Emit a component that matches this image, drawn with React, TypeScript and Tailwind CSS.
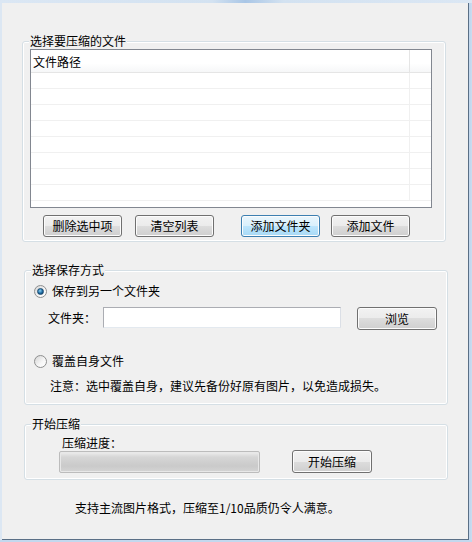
import React from "react";

// Win7 风格的图片压缩窗口（客户区 + 一点窗框）

const btn =
  "flex h-[22px] w-[79px] shrink-0 items-center justify-center rounded-[3px] border border-[#707070] bg-[linear-gradient(#f2f2f2,#ebebeb_50%,#dddddd_50%,#cfcfcf)] text-[12px] leading-none text-black shadow-[inset_0_0_0_1px_#fcfcfc]";
const btnDefault =
  "flex h-[22px] w-[79px] shrink-0 items-center justify-center rounded-[3px] border border-[#3c7fb1] bg-[linear-gradient(#eaf6fd,#d9f0fc_50%,#bee6fd_50%,#a7d9f5)] text-[12px] leading-none text-black shadow-[inset_0_0_0_1px_#fcfcfc]";

function GroupBox({
  title,
  className,
  children,
}: {
  title: string;
  className: string;
  children: React.ReactNode;
}) {
  return (
    <div className={`relative rounded-[3px] border border-[#d5dfe5] shadow-[inset_0_0_0_1px_#ffffff] ${className}`}>
      <span className="absolute -top-[8px] left-[6px] bg-[#f0f0f0] px-[1px] text-[12px] leading-[14px]">{title}</span>
      {children}
    </div>
  );
}

function Radio({ checked }: { checked?: boolean }) {
  return (
    <span className="flex h-[13px] w-[13px] shrink-0 items-center justify-center rounded-full border border-[#8e8f8f] bg-[linear-gradient(135deg,#d5d5d5,#f7f7f7_60%,#ffffff)]">
      {checked && (
        <span className="h-[7px] w-[7px] rounded-full border border-[#1b4a6f] bg-[radial-gradient(circle_at_40%_35%,#8ad1f3,#1d6aa2_55%,#0a2f4f)]" />
      )}
    </span>
  );
}

export default function App() {
  const rows = Array.from({ length: 8 });
  return (
    <div className="flex h-[542px] w-[472px] flex-col bg-[#c9dcef] font-['Noto_Sans_CJK_SC','Liberation_Sans',sans-serif] text-[12px] text-black">
      <div className="h-[3px] shrink-0 bg-[linear-gradient(90deg,#dbe7f4,#d3e2f1_45%,#a9c6e6_52%,#d3e2f1_60%,#dbe7f4)]" />
      <div className="flex min-h-0 flex-1">
        <div className="w-[2px] shrink-0 bg-[#dce7f3]" />
        <div className="flex w-[467px] shrink-0 flex-col border-r border-b border-[#5a6f86] bg-[#f0f0f0]">
          {/* 选择要压缩的文件 */}
          <GroupBox title="选择要压缩的文件" className="ml-[20px] mt-[38px] h-[201px] w-[424px] shrink-0">
            <div className="ml-[7px] mt-[7px] flex h-[159px] w-[402px] flex-col border border-[#828790] bg-white">
              <div className="flex h-[23px] shrink-0 border-b border-[#e5e5e5] bg-[linear-gradient(#ffffff,#ffffff_60%,#f6f7f8)]">
                <div className="flex w-[379px] items-center border-r border-[#e5e5e5] pl-[2px] pt-[2px] leading-none">文件路径</div>
                <div className="flex-1" />
              </div>
              {rows.map((_, i) => (
                <div key={i} className="flex h-[16px] shrink-0 border-b border-[#f0f0f0]">
                  <div className="w-[379px] border-r border-[#f0f0f0]" />
                  <div className="flex-1" />
                </div>
              ))}
            </div>
            <div className="mt-[7px] flex">
              <button className={`${btn} ml-[20px]`}>删除选中项</button>
              <button className={`${btn} ml-[13px]`}>清空列表</button>
              <button className={`${btnDefault} ml-[27px]`}>添加文件夹</button>
              <button className={`${btn} ml-[11px]`}>添加文件</button>
            </div>
          </GroupBox>

          {/* 选择保存方式 */}
          <GroupBox title="选择保存方式" className="ml-[22px] mt-[28px] h-[135px] w-[424px] shrink-0">
            <div className="ml-[9px] mt-[12px] flex h-[16px] items-center gap-[5px]">
              <Radio checked />
              <span className="leading-none">保存到另一个文件夹</span>
            </div>
            <div className="mt-[8px] flex h-[23px] items-start">
              <span className="ml-[23px] mt-[4px] leading-[14px]">文件夹：</span>
              <div className="ml-[7px] h-[21px] w-[238px] border border-[#abadb3] border-r-[#dbdfe6] border-b-[#e3e9ef] bg-white" />
              <button className={`${btn} ml-[16px] h-[23px] w-[80px]`}>浏览</button>
            </div>
            <div className="ml-[9px] mt-[23px] flex h-[16px] items-center gap-[5px]">
              <Radio />
              <span className="leading-none">覆盖自身文件</span>
            </div>
            <div className="ml-[25px] mt-[9px] flex h-[16px] items-center leading-none">
              注意：选中覆盖自身，建议先备份好原有图片，以免造成损失。
            </div>
          </GroupBox>

          {/* 开始压缩 */}
          <GroupBox title="开始压缩" className="ml-[22px] mt-[19px] h-[56px] w-[424px] shrink-0">
            <div className="ml-[37px] mt-[11px] flex h-[14px] items-center leading-none">压缩进度：</div>
            <div className="flex items-start">
              <div className="ml-[34px] mt-[1px] h-[22px] w-[201px] rounded-[2px] border border-[#bcbcbc] bg-[linear-gradient(#eeeeee,#d6d6d6_25%,#cacaca_70%,#d4d4d4)] shadow-[inset_0_0_0_1px_#e8e8e8]" />
              <button className={`${btn} ml-[32px] h-[23px] w-[80px]`}>开始压缩</button>
            </div>
          </GroupBox>

          <div className="ml-[73px] mt-[20px] flex h-[16px] items-center leading-none">
            支持主流图片格式，压缩至1/10品质仍令人满意。
          </div>
        </div>
        <div className="w-[2px] shrink-0 bg-[#c3d8ee]" />
      </div>
      <div className="h-[2px] shrink-0 bg-[#c3d8ee]" />
    </div>
  );
}
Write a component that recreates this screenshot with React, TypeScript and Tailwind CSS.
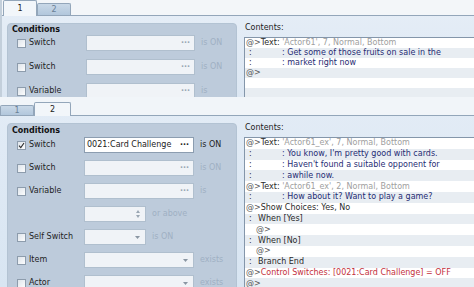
import React from "react";

const FONT = "font-['DejaVu_Sans',sans-serif]";

function Checkbox({ checked = false }: { checked?: boolean }) {
  return (
    <div className="w-[9px] h-[9px] shrink-0 border border-[#8d9cac] bg-gradient-to-br from-[#dfe5eb] to-[#fbfcfd] flex items-center justify-center">
      {checked && (
        <svg width="7" height="7" viewBox="0 0 7 7">
          <path d="M1 3.6 L2.8 5.6 L6 1" stroke="#2b2b2b" strokeWidth="1.1" fill="none" />
        </svg>
      )}
    </div>
  );
}

function TextBox({
  width,
  value,
  enabled = false,
  kind = "dots",
}: {
  width: number;
  value?: string;
  enabled?: boolean;
  kind?: "dots" | "spin" | "combo";
}) {
  return (
    <div
      className={
        "h-[16px] shrink-0 border flex items-center pl-[2px] pr-[4px] " +
        (enabled ? "bg-white border-[#8c9db0]" : "bg-[#f0f3f7] border-[#b0bfce]")
      }
      style={{ width }}
    >
      <span className="flex-1 text-[#1a1a1a] text-[8px] leading-none">{value}</span>
      {kind === "dots" && (
        <span className={"text-[8px] leading-none font-bold " + (enabled ? "text-[#222]" : "text-[#9aa6b3]")}>
          ···
        </span>
      )}
      {kind === "spin" && (
        <div className="flex flex-col items-center gap-[2px] mr-[1px]">
          <svg width="4" height="3" viewBox="0 0 4 3"><path d="M0 3 L2 0 L4 3Z" fill="#9aa6b3" /></svg>
          <svg width="4" height="3" viewBox="0 0 4 3"><path d="M0 0 L2 3 L4 0Z" fill="#9aa6b3" /></svg>
        </div>
      )}
      {kind === "combo" && (
        <svg width="5" height="3" viewBox="0 0 5 3" className="mr-[1px]"><path d="M0 0 L2.5 3 L5 0Z" fill="#8a96a3" /></svg>
      )}
    </div>
  );
}

function CondRow({
  label,
  labelW,
  checked = false,
  box,
  after,
  afterEnabled = false,
}: {
  label?: string;
  labelW: number;
  checked?: boolean;
  box: React.ReactNode;
  after?: string;
  afterEnabled?: boolean;
}) {
  return (
    <div className="h-[16px] flex items-center shrink-0">
      <div className="flex items-center gap-[3px] pl-[9px] shrink-0" style={{ width: labelW }}>
        {label && (
          <>
            <Checkbox checked={checked} />
            <span className="text-[8px] text-[#1e1e1e] leading-none">{label}</span>
          </>
        )}
      </div>
      {box}
      {after && (
        <span className={"ml-[6px] text-[8px] leading-none " + (afterEnabled ? "text-[#1e1e1e]" : "text-[#9fb0c3]")}>
          {after}
        </span>
      )}
    </div>
  );
}

type Seg = { t: string; c: string };
type Row = { indent?: number; segs: Seg[] };

const DARK = "text-[#2a2a2a]";
const GRAY = "text-[#a0a0a0]";
const BLUE = "text-[#1f2c73]";
const RED = "text-[#c4303c]";
const AT = "text-[#555]";

function cont(text: string): Row {
  return { segs: [{ t: ":", c: DARK + " w-[36px] pl-[3px]" }, { t: ": " + text, c: BLUE }] };
}

function ListBox({ rows, rowH }: { rows: Row[]; rowH: number }) {
  const filled = [...rows];
  while (filled.length < 20) filled.push({ segs: [] });
  return (
    <div className="flex-1 bg-white border-l border-t border-[#8496aa] overflow-hidden">
      {filled.map((r, i) => (
        <div
          key={i}
          className={"flex items-center whitespace-pre text-[8px] leading-none " + (i % 2 === 1 ? "bg-[#e8edf2]" : "bg-white")}
          style={{ height: rowH, paddingLeft: 1 + (r.indent ?? 0) }}
        >
          {r.segs.map((s, j) => (
            <span key={j} className={"shrink-0 " + s.c}>
              {s.t}
            </span>
          ))}
        </div>
      ))}
    </div>
  );
}

function Tab({ label, active, h, w }: { label: string; active: boolean; h: number; w: number }) {
  return (
    <div
      className={
        "flex items-center justify-center text-[8px] leading-none border border-[#93a6ba] rounded-t-[2px] shrink-0 " +
        (active
          ? "bg-[#f2f6fa] border-b-0 -mb-px text-[#222]"
          : "bg-gradient-to-b from-[#c9d8e7] to-[#b2c7dc] text-[#6a7f95] border-b-0")
      }
      style={{ height: h, width: w }}
    >
      {label}
    </div>
  );
}

const topRows: Row[] = [
  { segs: [{ t: "@>", c: AT }, { t: "Text: ", c: DARK }, { t: "'Actor61', 7, Normal, Bottom", c: GRAY }] },
  cont("Get some of those fruits on sale in the"),
  cont("market right now"),
  { segs: [{ t: "@>", c: AT }] },
];

const bottomRows: Row[] = [
  { segs: [{ t: "@>", c: AT }, { t: "Text: ", c: DARK }, { t: "'Actor61_ex', 7, Normal, Bottom", c: GRAY }] },
  cont("You know, I'm pretty good with cards."),
  cont("Haven't found a suitable opponent for"),
  cont("awhile now."),
  { segs: [{ t: "@>", c: AT }, { t: "Text: ", c: DARK }, { t: "'Actor61_ex', 2, Normal, Bottom", c: GRAY }] },
  cont("How about it? Want to play a game?"),
  { segs: [{ t: "@>", c: AT }, { t: "Show Choices: Yes, No", c: DARK }] },
  { segs: [{ t: ":", c: DARK + " w-[12px] pl-[3px]" }, { t: "When [Yes]", c: DARK }] },
  { indent: 10, segs: [{ t: "@>", c: AT }] },
  { segs: [{ t: ":", c: DARK + " w-[12px] pl-[3px]" }, { t: "When [No]", c: DARK }] },
  { indent: 10, segs: [{ t: "@>", c: AT }] },
  { segs: [{ t: ":", c: DARK + " w-[12px] pl-[3px]" }, { t: "Branch End", c: DARK }] },
  { segs: [{ t: "@>", c: AT }, { t: "Control Switches: [0021:Card Challenge] = OFF", c: RED }] },
  { segs: [{ t: "@>", c: AT }] },
];

export default function App() {
  return (
    <div className={"w-[474px] h-[287px] overflow-hidden flex flex-col bg-white " + FONT}>
      {/* Top window */}
      <div className="h-[97px] shrink-0 flex flex-col overflow-hidden border-l-2 border-[#c3cfdb] bg-gradient-to-b from-[#e6eef7] to-[#dce7f3]">
        <div className="h-[16px] shrink-0 flex items-end border-b border-[#93a6ba] bg-[#f3f6f9] pl-[1px]">
          <Tab label="1" active h={16} w={34} />
          <Tab label="2" active={false} h={12} w={34} />
        </div>
        <div className="flex flex-1 min-h-0">
          <div className="ml-[5px] mt-[7px] w-[230px] h-[120px] shrink-0 rounded-[4px] bg-[#bdcbdb] border border-[#b3c3d3] flex flex-col">
            <div className="h-[12px] pl-[4px] flex items-center text-[8px] font-bold text-[#111] leading-none shrink-0">
              Conditions
            </div>
            <div className="flex flex-col gap-[8px] mt-[-1px]">
              <CondRow label="Switch" labelW={78} box={<TextBox width={109} />} after="is ON" />
              <CondRow label="Switch" labelW={78} box={<TextBox width={109} />} after="is ON" />
              <CondRow label="Variable" labelW={78} box={<TextBox width={109} />} after="is" />
            </div>
          </div>
          <div className="ml-[7px] flex-1 flex flex-col pt-[8px] min-w-0">
            <div className="h-[13px] text-[8px] leading-none text-[#222] pl-[1px] shrink-0">Contents:</div>
            <ListBox rows={topRows} rowH={10} />
          </div>
        </div>
      </div>

      {/* Bottom window */}
      <div className="flex-1 flex flex-col overflow-hidden bg-gradient-to-b from-[#e3ecf6] to-[#d8e5f2]">
        <div className="h-[19px] shrink-0 flex items-end border-b border-[#93a6ba] bg-[#f1f5f9]">
          <Tab label="1" active={false} h={10} w={34} />
          <Tab label="2" active h={14} w={37} />
        </div>
        <div className="flex flex-1 min-h-0">
          <div className="ml-[7px] mt-[7px] w-[230px] h-[200px] shrink-0 rounded-[4px] bg-[#bdcbdb] border border-[#b3c3d3] flex flex-col">
            <div className="h-[13px] pl-[4px] flex items-center text-[8px] font-bold text-[#111] leading-none shrink-0">
              Conditions
            </div>
            <div className="flex flex-col gap-[7px]">
              <CondRow
                label="Switch"
                labelW={76}
                checked
                box={<TextBox width={110} enabled value="0021:Card Challenge" />}
                after="is ON"
                afterEnabled
              />
              <CondRow label="Switch" labelW={76} box={<TextBox width={110} />} after="is ON" />
              <CondRow label="Variable" labelW={76} box={<TextBox width={110} />} after="is" />
              <CondRow labelW={76} box={<TextBox width={62} kind="spin" />} after="or above" />
              <CondRow label="Self Switch" labelW={76} box={<TextBox width={62} kind="combo" />} after="is ON" />
              <CondRow label="Item" labelW={76} box={<TextBox width={110} kind="combo" />} after="exists" />
              <CondRow label="Actor" labelW={76} box={<TextBox width={110} kind="combo" />} after="exists" />
            </div>
          </div>
          <div className="ml-[7px] flex-1 flex flex-col pt-[7px] min-w-0">
            <div className="h-[14px] text-[8px] leading-none text-[#222] pl-[1px] shrink-0 pt-[1px]">Contents:</div>
            <ListBox rows={bottomRows} rowH={10.8} />
          </div>
        </div>
      </div>
    </div>
  );
}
......
EXERCISE REQUIREMENTS: Report each line of the material above where the word "that" appears.

REPLY:
Emit a component that matches this image, drawn with React, TypeScript and Tailwind CSS.
Write a component that recreates this screenshot with React, TypeScript and Tailwind CSS.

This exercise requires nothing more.